Noch später sah ich es aber doch wieder anders an und begriff, warum Du glauben durftest, dass ich Dich auch in dieser Hinsicht böswillig verrate. Du hattest aus der kleinen ghettoartigen Dorfgemeinde wirklich noch etwas Judentum mitgebracht, es war nicht viel und verlor sich noch ein wenig in der Stadt und beim Militär, immerhin reichten noch die Eindrücke und Erinnerungen der Jugend knapp zu einer Art jüdischen Lebens aus, besonders da Du ja nicht viel derartige Hilfe brauchtest, sondern von einem sehr kräftigen Stamm warst und für Deine Person von religiösen Bedenken, wenn sie nicht mit gesellschaftlichen Bedenken sich sehr mischten, kaum erschüttert werden konntest. Im Grund bestand der Dein Leben führende Glaube darin, dass Du an die unbedingte Richtigkeit der Meinungen einer bestimmten jüdischen Gesellschaftsklasse glaubtest und eigentlich also, da diese Meinungen zu Deinem Wesen gehörten, Dir selbst glaubtest. Auch darin lag noch genug Judentum, aber zum Weiter-überliefert-werden war es gegenüber dem Kind zu wenig, es vertropfte zur Gänze während Du es weitergabst. Zum Teil waren es unüberlieferbare Jugendeindrücke, zum Teil Dein gefürchtetes Wesen. Es war auch unmöglich, einem vor lauter Ängstlichkeit überscharf beobachtenden Kind begreiflich zu machen, dass die paar Nichtigkeiten, die Du im Namen des Judentums mit einer ihrer Nichtigkeit entsprechenden Gleichgültigkeit ausführtest, einen höheren Sinn haben konnten. Für Dich hatten sie Sinn als kleine Andenken aus früheren Zeiten und deshalb wolltest Du sie mir vermitteln, konntest dies aber, da sie ja auch für Dich keinen Selbstwert mehr hatten, nur durch Überredung oder Drohung tun; das konnte einerseits nicht gelingen und musste andererseits Dich, da Du Deine schwache Position hier gar nicht erkanntest, sehr zornig gegen mich wegen meiner scheinbaren Verstocktheit machen.

Das Ganze ist ja keine vereinzelte Erscheinung, ähnlich verhielt es sich bei einem grossen Teil dieser jüdischen Übergangsgeneration, welche vom verhältnismässig noch frommen Land in die Städte auswanderte; das ergab sich von selbst, nur fügte es eben unserem Verhältnis, das ja an Schärfen keinen Mangel hatte, noch eine genug schmerzliche hinzu.

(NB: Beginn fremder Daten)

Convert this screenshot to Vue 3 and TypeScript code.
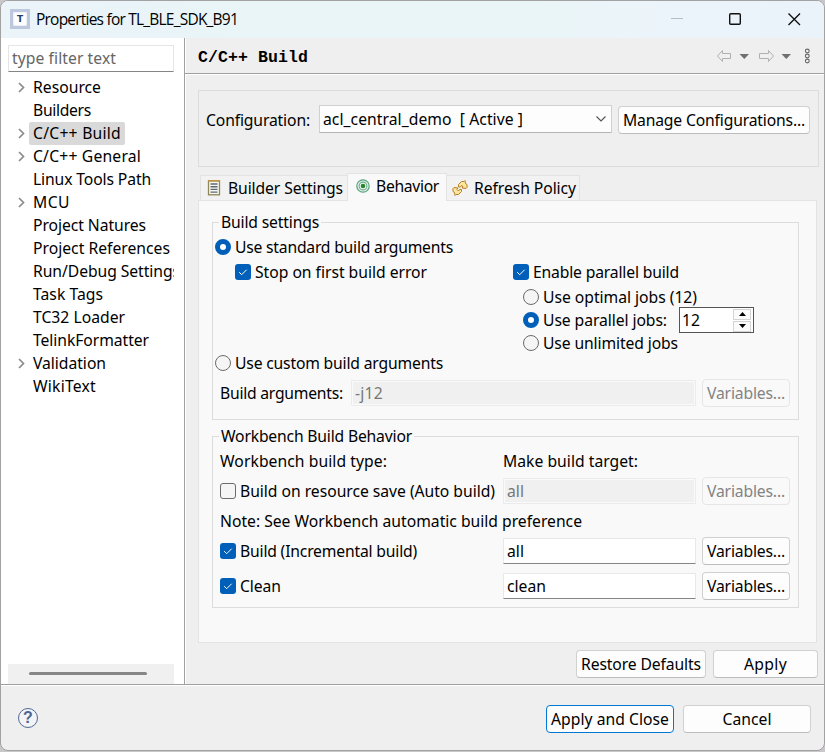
<script setup lang="ts">
import { ref } from 'vue'
import type { Directive } from 'vue'

interface TreeItem {
  label: string
  width: number
  expandable?: boolean
}

const items: TreeItem[] = [
  { label: 'Resource', width: 68, expandable: true },
  { label: 'Builders', width: 58 },
  { label: 'C/C++ Build', width: 88, expandable: true },
  { label: 'C/C++ General', width: 108, expandable: true },
  { label: 'Linux Tools Path', width: 118 },
  { label: 'MCU', width: 37, expandable: true },
  { label: 'Project Natures', width: 113 },
  { label: 'Project References', width: 137 },
  { label: 'Run/Debug Settings', width: 147 },
  { label: 'Task Tags', width: 70 },
  { label: 'TC32 Loader', width: 92 },
  { label: 'TelinkFormatter', width: 116 },
  { label: 'Validation', width: 73, expandable: true },
  { label: 'WikiText', width: 63 },
]

const configuration = 'acl_central_demo  [ Active ]'
const selected = ref('C/C++ Build')
const useCustom = ref(false)
const stopOnError = ref(true)
const parallel = ref(true)
const jobsMode = ref<'optimal' | 'parallel' | 'unlimited'>('parallel')
const jobs = ref(12)
const autoBuild = ref(false)
const incremental = ref(true)
const clean = ref(true)

// Spreads a label's letters so that it takes up the given width.
const vFit: Directive<HTMLElement, number> = {
  mounted(el, { value }) {
    const natural = el.getBoundingClientRect().width
    const count = (el.textContent ?? '').length
    if (count > 0) el.style.letterSpacing = `${(value - natural) / count}px`
  },
}
</script>

<template>
  <div class="desktop">
    <div class="window">
      <header class="titlebar">
        <span class="app-icon"><span class="app-letter">T</span></span>
        <span class="title"><span v-fit="202">Properties for TL_BLE_SDK_B91</span></span>
        <svg class="controls" width="138" height="20" viewBox="0 0 138 20" fill="none">
          <path d="M0 8.500h12" stroke="#b9bdc0" />
          <rect x="58.700" y="3.700" width="10.600" height="10.600" rx="1" stroke="#111" stroke-width="1.400" />
          <path d="M117.500 3.500l11.500 11.500M129 3.500l-11.500 11.500" stroke="#111" stroke-width="1.400" />
        </svg>
      </header>

      <div class="body">
        <aside class="side">
          <div class="filter"><span v-fit="104">type filter text</span></div>
          <ul class="tree">
            <li v-for="item in items" :key="item.label" @click="selected = item.label">
              <svg class="twisty" width="9" height="11" viewBox="0 0 9 11" fill="none">
                <path v-if="item.expandable" d="M2 1l4.500 4.500L2 10" stroke="#8b8b8b" stroke-width="1.700" />
              </svg>
              <span class="node" :class="{ selected: selected === item.label }">
                <span v-fit="item.width">{{ item.label }}</span>
              </span>
            </li>
          </ul>
          <div class="scroll"><i></i></div>
        </aside>

        <main class="main">
          <div class="page-head">
            <h1><span v-fit="110">C/C++ Build</span></h1>
            <svg width="96" height="18" viewBox="0 0 96 18" fill="none">
              <path d="M1.500 9l5-5.500V6.500H14.500v5H6.500v3z" stroke="#b0b0b0" stroke-linejoin="round" />
              <path d="M23.500 7h9.500l-4.700 5z" fill="#6f7073" />
              <path d="M57.500 9l-5-5.500V6.500H43.500v5h9v3z" stroke="#b0b0b0" stroke-linejoin="round" />
              <path d="M65.500 7h9.500l-4.700 5z" fill="#6f7073" />
              <g stroke="#666" stroke-width="1.100">
                <circle cx="91.300" cy="4" r="1.900" />
                <circle cx="91.300" cy="9" r="1.900" />
                <circle cx="91.300" cy="14" r="1.900" />
              </g>
            </svg>
          </div>

          <div class="content">
            <section class="config">
              <span class="config-label"><span v-fit="104">Configuration:</span></span>
              <div class="combo">
                <span v-fit="200" class="pre">{{ configuration }}</span>
                <svg width="12" height="8" viewBox="0 0 12 8" fill="none">
                  <path d="M1.500 1.500L6 6l4.500-4.500" stroke="#555" stroke-width="1.200" />
                </svg>
              </div>
              <button class="btn manage"><span v-fit="182">Manage Configurations...</span></button>
            </section>

            <nav class="tabs">
              <div class="tab first">
                <svg width="14" height="16" viewBox="0 0 14 16">
                  <rect x="1.500" y=".800" width="11" height="14" fill="#f7f7ef" stroke="#8f8757" stroke-width="1.300" />
                  <path d="M1 .800h12" stroke="#bd9440" stroke-width="1.400" />
                  <path d="M3.500 4h7M3.500 6.700h7M3.500 9.400h7M3.500 12.100h7" stroke="#5f6b74" stroke-width="1.400" />
                </svg>
                <span v-fit="115">Builder Settings</span>
              </div>
              <div class="tab active">
                <svg width="14" height="14" viewBox="0 0 14 14" fill="none">
                  <circle cx="7" cy="7" r="6.200" fill="#eef7f0" stroke="#57a17b" stroke-width="1.200" />
                  <circle cx="7" cy="7" r="3.900" stroke="#6aab88" stroke-width="1.100" />
                  <circle cx="7" cy="7" r="2.300" fill="#2c8234" />
                </svg>
                <span v-fit="63">Behavior</span>
              </div>
              <div class="tab last">
                <svg width="16" height="16" viewBox="0 0 16 16" fill="#fbe6a0" stroke="#b67d22" stroke-linejoin="round">
                  <path d="M6.500 4.500L9.500 1.500h2.500l1-1 .5 3 1.500 1v3l-1 1-4-.500 1-1.500L9.500 5.500l-1 1.500h-2z" />
                  <path d="M9.500 11.500l-3 3H4l-1 1-.5-3-1.500-1v-3l1-1 4 .500-1 1.500 1.500 1.500 1-1.500h2z" />
                </svg>
                <span v-fit="102">Refresh Policy</span>
              </div>
            </nav>

            <div class="panel">
              <fieldset class="group settings">
                <legend><span v-fit="98">Build settings</span></legend>
                <div class="row r-std">
                  <i class="radio" :class="{ on: !useCustom }" @click="useCustom = false"></i>
                  <span v-fit="218">Use standard build arguments</span>
                </div>
                <div class="row r-stop">
                  <div class="left-half indent">
                    <i class="check" :class="{ on: stopOnError }" @click="stopOnError = !stopOnError">
                      <svg viewBox="0 0 16 16"><path d="M4.200 8.200l2.500 2.500 5-5" /></svg>
                    </i>
                    <span v-fit="172">Stop on first build error</span>
                  </div>
                  <i class="check" :class="{ on: parallel }" @click="parallel = !parallel">
                    <svg viewBox="0 0 16 16"><path d="M4.200 8.200l2.500 2.500 5-5" /></svg>
                  </i>
                  <span v-fit="146">Enable parallel build</span>
                </div>
                <div class="jobs">
                  <div class="row r-opt">
                    <i class="radio" :class="{ on: jobsMode === 'optimal' }" @click="jobsMode = 'optimal'"></i>
                    <span v-fit="154">Use optimal jobs (12)</span>
                  </div>
                  <div class="row r-par">
                    <i class="radio" :class="{ on: jobsMode === 'parallel' }" @click="jobsMode = 'parallel'"></i>
                    <span v-fit="124">Use parallel jobs:</span>
                    <div class="spinner">
                      <span v-fit="18">{{ jobs }}</span>
                      <div class="steps">
                        <b @click="jobs++"><svg width="7" height="4" viewBox="0 0 7 4"><path d="M0 4l3.500-4L7 4z" /></svg></b>
                        <b @click="jobs--"><svg width="7" height="4" viewBox="0 0 7 4"><path d="M0 0l3.500 4L7 0z" /></svg></b>
                      </div>
                    </div>
                  </div>
                  <div class="row r-unl">
                    <i class="radio" :class="{ on: jobsMode === 'unlimited' }" @click="jobsMode = 'unlimited'"></i>
                    <span v-fit="135">Use unlimited jobs</span>
                  </div>
                </div>
                <div class="row r-custom">
                  <i class="radio" :class="{ on: useCustom }" @click="useCustom = true"></i>
                  <span v-fit="208">Use custom build arguments</span>
                </div>
                <div class="row r-args">
                  <span class="args-label"><span v-fit="123">Build arguments:</span></span>
                  <div class="field wide disabled"><span v-fit="28">-j12</span></div>
                  <button class="btn variables" disabled><span v-fit="78">Variables...</span></button>
                </div>
              </fieldset>

              <fieldset class="group bench">
                <legend><span v-fit="191">Workbench Build Behavior</span></legend>
                <div class="row b-type">
                  <div class="label-col"><span v-fit="167">Workbench build type:</span></div>
                  <span v-fit="135">Make build target:</span>
                </div>
                <div class="row b-auto">
                  <div class="label-col">
                    <i class="check" :class="{ on: autoBuild }" @click="autoBuild = !autoBuild">
                      <svg viewBox="0 0 16 16"><path d="M4.200 8.200l2.500 2.500 5-5" /></svg>
                    </i>
                    <span v-fit="255">Build on resource save (Auto build)</span>
                  </div>
                  <div class="field disabled"><span v-fit="17">all</span></div>
                  <button class="btn variables" disabled><span v-fit="78">Variables...</span></button>
                </div>
                <div class="row b-note"><span v-fit="362">Note: See Workbench automatic build preference</span></div>
                <div class="row b-inc">
                  <div class="label-col">
                    <i class="check" :class="{ on: incremental }" @click="incremental = !incremental">
                      <svg viewBox="0 0 16 16"><path d="M4.200 8.200l2.500 2.500 5-5" /></svg>
                    </i>
                    <span v-fit="177">Build (Incremental build)</span>
                  </div>
                  <div class="field"><span v-fit="17">all</span></div>
                  <button class="btn variables"><span v-fit="78">Variables...</span></button>
                </div>
                <div class="row b-clean">
                  <div class="label-col">
                    <i class="check" :class="{ on: clean }" @click="clean = !clean">
                      <svg viewBox="0 0 16 16"><path d="M4.200 8.200l2.500 2.500 5-5" /></svg>
                    </i>
                    <span v-fit="41">Clean</span>
                  </div>
                  <div class="field"><span v-fit="39">clean</span></div>
                  <button class="btn variables"><span v-fit="78">Variables...</span></button>
                </div>
              </fieldset>
            </div>

            <div class="page-actions">
              <button class="btn restore"><span v-fit="120">Restore Defaults</span></button>
              <button class="btn apply"><span v-fit="43">Apply</span></button>
            </div>
          </div>
        </main>
      </div>

      <footer class="footer">
        <span class="help">?</span>
        <button class="btn primary"><span v-fit="118">Apply and Close</span></button>
        <button class="btn cancel"><span v-fit="49">Cancel</span></button>
      </footer>
    </div>
  </div>
</template>

<style>
body {
  margin: 0;
}
</style>

<style scoped>
* {
  box-sizing: border-box;
}
.desktop {
  width: 825px;
  height: 752px;
  padding-bottom: 1px;
  background: #c9c7ca;
  font: 15.700px/20px 'Noto Sans', 'Open Sans', sans-serif;
  color: #000;
  overflow: hidden;
}
.window {
  display: flex;
  flex-direction: column;
  width: 825px;
  height: 751px;
  border: 1px solid #a2a2a2;
  border-radius: 8px;
  background: #efefef;
  overflow: hidden;
}
.titlebar {
  display: flex;
  align-items: center;
  height: 37px;
  flex: none;
  padding: 0 23px 0 9px;
  background: linear-gradient(90deg, #eaf4f9 0%, #e9f5f6 60%, #ecf4fb 82%, #eaf3f9 100%);
}
.app-icon {
  display: flex;
  align-items: center;
  justify-content: center;
  width: 20px;
  height: 20px;
  margin-top: -1px;
  border: 3px solid #bdc8de;
  background: #fff;
  box-shadow: inset 0 0 2px #bdc8de;
}
.app-letter {
  font: bold 9px/12px 'DejaVu Sans', sans-serif;
  color: #223f70;
}
.title {
  flex: 1;
  margin: -2px 0 0 6px;
  font: 15.500px/20px 'Open Sans', sans-serif;
}
.controls {
  margin-right: -8px;
}
.body {
  display: flex;
  height: 646px;
  flex: none;
}
.side {
  display: flex;
  flex-direction: column;
  width: 183px;
  flex: none;
  padding: 7px 10px 0 7px;
  background: #fff;
}
.filter {
  display: flex;
  align-items: center;
  height: 27px;
  flex: none;
  padding: 0 0 2px 3px;
  border: 1px solid #e5e5e5;
  border-bottom-color: #858585;
  color: #666;
}
.tree {
  flex: 1;
  margin: 4px 0 0;
  padding: 0;
  list-style: none;
  overflow: hidden;
}
.tree li {
  display: flex;
  align-items: center;
  height: 23px;
  padding-left: 9px;
  white-space: nowrap;
}
.twisty {
  flex: none;
  margin-right: 3px;
}
.node {
  height: 23px;
  padding: 1px 4px;
  border-radius: 2px;
}
.node.selected {
  background: #d9d9d9;
}
.scroll {
  height: 20px;
  flex: none;
  padding: 8px 27px 0 21px;
  background: #f0f0f0;
}
.scroll i {
  display: block;
  height: 3px;
  border-radius: 2px;
  background: #868686;
}
.main {
  flex: 1;
  border-left: 1px solid #a0a0a0;
  box-shadow: inset 1px 0 #fff;
}
.page-head {
  display: flex;
  align-items: center;
  justify-content: space-between;
  height: 36px;
  padding: 1px 12px 0 13px;
  border-bottom: 1px solid #a0a0a0;
  box-shadow: 0 1px #fff;
}
h1 {
  margin: 4px 0 0;
  font: bold 16.500px/20px 'Liberation Mono', monospace;
}
.content {
  padding: 16px 0 0 13px;
}
.config {
  display: flex;
  align-items: flex-start;
  width: 621px;
  height: 77px;
  padding: 15px 0 0 7px;
  border: 1px solid #dcdcdc;
}
.config-label {
  width: 113px;
  margin-top: 4px;
}
.combo {
  display: flex;
  align-items: center;
  justify-content: space-between;
  width: 293px;
  height: 28px;
  margin-top: -1px;
  padding: 0 4px 0 3px;
  border: 1px solid #d0d0d0;
  border-bottom-color: #b5b5b5;
  border-radius: 1px;
  background: #fdfdfd;
}
.pre {
  white-space: pre;
}
.btn {
  display: flex;
  align-items: center;
  justify-content: center;
  height: 28px;
  flex: none;
  padding: 0;
  border: 1px solid #d0d0d0;
  border-bottom-color: #bcbcbc;
  border-radius: 4px;
  background: #fdfdfd;
  font: inherit;
  color: #000;
  white-space: nowrap;
}
.btn:disabled {
  background: #f9f9f9;
  border-color: #e6e6e6;
  color: #838383;
}
.manage {
  width: 192px;
  margin-left: 6px;
}
.tabs {
  display: flex;
  align-items: flex-end;
  height: 33px;
  padding-left: 2px;
}
.tab {
  display: flex;
  align-items: center;
  height: 25px;
  border: 1px solid #e3e3e3;
  border-bottom: 0;
  background: #f2f2f2;
  white-space: nowrap;
}
.tab.first {
  width: 147px;
  padding-left: 6px;
  border-right: 0;
}
.tab.first svg {
  margin-right: 7px;
}
.tab.active {
  position: relative;
  width: 100px;
  height: 28px;
  margin-bottom: -1px;
  padding: 0 0 3px 8px;
  background: #f9f9f9;
}
.tab.active svg {
  margin-right: 6px;
}
.tab.last {
  width: 133px;
  padding-left: 5px;
  border-left: 0;
}
.tab.last svg {
  margin-right: 6px;
}
.panel {
  width: 619px;
  height: 443px;
  padding: 21px 0 0 13px;
  border: 1px solid #e3e3e3;
  background: #f9f9f9;
}
.group {
  position: relative;
  width: 587px;
  min-width: 0;
  margin: 0;
  border: 1px solid #dcdcdc;
}
.settings {
  height: 198px;
  padding: 12px 0 0;
}
.bench {
  height: 172px;
  margin-top: 16px;
  padding: 12px 0 0;
}
legend {
  position: absolute;
  top: -11px;
  left: 6px;
  padding: 0 2px;
  background: #f9f9f9;
}
.row {
  display: flex;
  align-items: center;
  white-space: nowrap;
}
.left-half,
.label-col {
  display: flex;
  align-items: center;
  flex: none;
}
.left-half {
  width: 300px;
}
.indent {
  padding-left: 22px;
}
.label-col {
  width: 283px;
}
.r-std {
  height: 24px;
  padding-left: 2px;
}
.r-stop {
  height: 26px;
}
.jobs {
  padding-left: 310px;
}
.r-opt {
  height: 24px;
}
.r-par {
  height: 22px;
}
.r-unl {
  height: 24px;
}
.r-custom {
  height: 16px;
  padding-left: 2px;
}
.r-args {
  height: 44px;
  padding-left: 7px;
}
.args-label {
  width: 131px;
}
.bench .row {
  padding-left: 7px;
}
.b-type {
  height: 24px;
}
.b-auto {
  height: 36px;
}
.b-note {
  height: 24px;
}
.b-inc {
  height: 36px;
}
.b-clean {
  height: 34px;
}
.radio,
.check {
  display: block;
  width: 16px;
  height: 16px;
  flex: none;
  margin-right: 4px;
  border: 1px solid #6b6b6b;
  background: #f5f5f5;
}
.radio {
  border-radius: 50%;
}
.radio.on {
  border: 5px solid #005fb8;
  background: #fff;
}
.check {
  border-radius: 3px;
}
.check svg {
  display: none;
  fill: none;
  stroke: #fff;
  stroke-width: 1;
}
.check.on {
  border: 0;
  background: #005fb8;
}
.check.on svg {
  display: block;
}
.spinner {
  display: flex;
  justify-content: space-between;
  align-items: center;
  width: 75px;
  height: 26px;
  flex: none;
  margin-left: 12px;
  padding: 0 1px 0 2px;
  border: 1px solid #555;
  background: #fff;
}
.steps {
  display: flex;
  flex-direction: column;
  gap: 1px;
  width: 19px;
}
.steps b {
  display: flex;
  align-items: center;
  justify-content: center;
  width: 18px;
  height: 11px;
  border: 1px solid #d4d4d4;
  background: #fbfbfb;
}
.field {
  display: flex;
  align-items: center;
  width: 193px;
  height: 26px;
  flex: none;
  padding-left: 3px;
  border: 1px solid #e8e8e8;
  border-bottom-color: #858585;
  border-radius: 1px;
  background: #fff;
}
.field.wide {
  width: 345px;
}
.field.disabled {
  border-color: #ebebeb;
  background: #f0f0f0;
  box-shadow: inset 0 0 0 1px #fafafa;
  color: #777;
}
.variables {
  width: 88px;
  margin-left: 6px;
}
.page-actions {
  display: flex;
  gap: 7px;
  padding: 7px 0 0 378px;
}
.restore {
  width: 130px;
}
.apply {
  width: 105px;
}
.footer {
  display: flex;
  align-items: flex-start;
  flex: 1;
  padding: 20px 13px 0 17px;
  border-top: 1px solid #a0a0a0;
  box-shadow: inset 0 1px #fff;
}
.help {
  width: 20px;
  height: 20px;
  margin: 3px auto 0 0;
  border: 1px solid #506890;
  border-radius: 50%;
  background: #f3f4f8;
  color: #4c6592;
  font: bold 16px/18px 'Liberation Sans', sans-serif;
  text-align: center;
}
.primary {
  width: 128px;
  border-color: #0078d4;
}
.cancel {
  width: 128px;
  margin-left: 9px;
}
</style>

Dagegen sollst Du zwar auch in diesem Punkt, ebenso wie ich, an Deine Schuldlosigkeit glauben, diese Schuldlosigkeit aber durch Dein Wesen und durch die Zeitverhältnisse erklären, nicht aber bloss durch die äusseren Umstände, also nicht etwa sagen, Du hättest zu viel andere Arbeit und Sorgen gehabt, als dass Du Dich auch noch mit solchen Dingen hättest abgeben können. Auf diese Weise pflegst Du aus Deiner zweifellosen Schuldlosigkeit einen ungerechten Vorwurf gegen andere zu drehn. Das ist dann überall und auch hier sehr leicht zu widerlegen. Es hätte sich doch nicht etwa um irgendeinen Unterricht gehandelt, den Du Deinen Kindern hättest geben sollen, sondern um ein beispielhaftes Leben; wäre Dein Judentum stärker gewesen, wäre auch Dein Judentum Beispiel zwingender gewesen, das ist ja selbstverständlich und wieder gar kein Vorwurf, sondern nur eine Abwehr Deiner Vorwürfe. Du hast letzthin Franklins Jugenderinnerungen gelesen. Ich habe sie Dir wirklich absichtlich zum Lesen gegeben, aber nicht, wie Du ironisch bemerktest, wegen einer kleinen Stelle über Vegetarianismus, sondern wegen des Verhältnisses zwischen dem Verfasser und seinem Vater, wie es dort beschrieben ist, und des Verhältnisses zwischen dem Verfasser und seinem Sohn, wie es sich von selbst in diesen für den Sohn geschriebenen Erinnerungen ausdrückt. Ich will hier nicht Einzelnheiten hervorheben.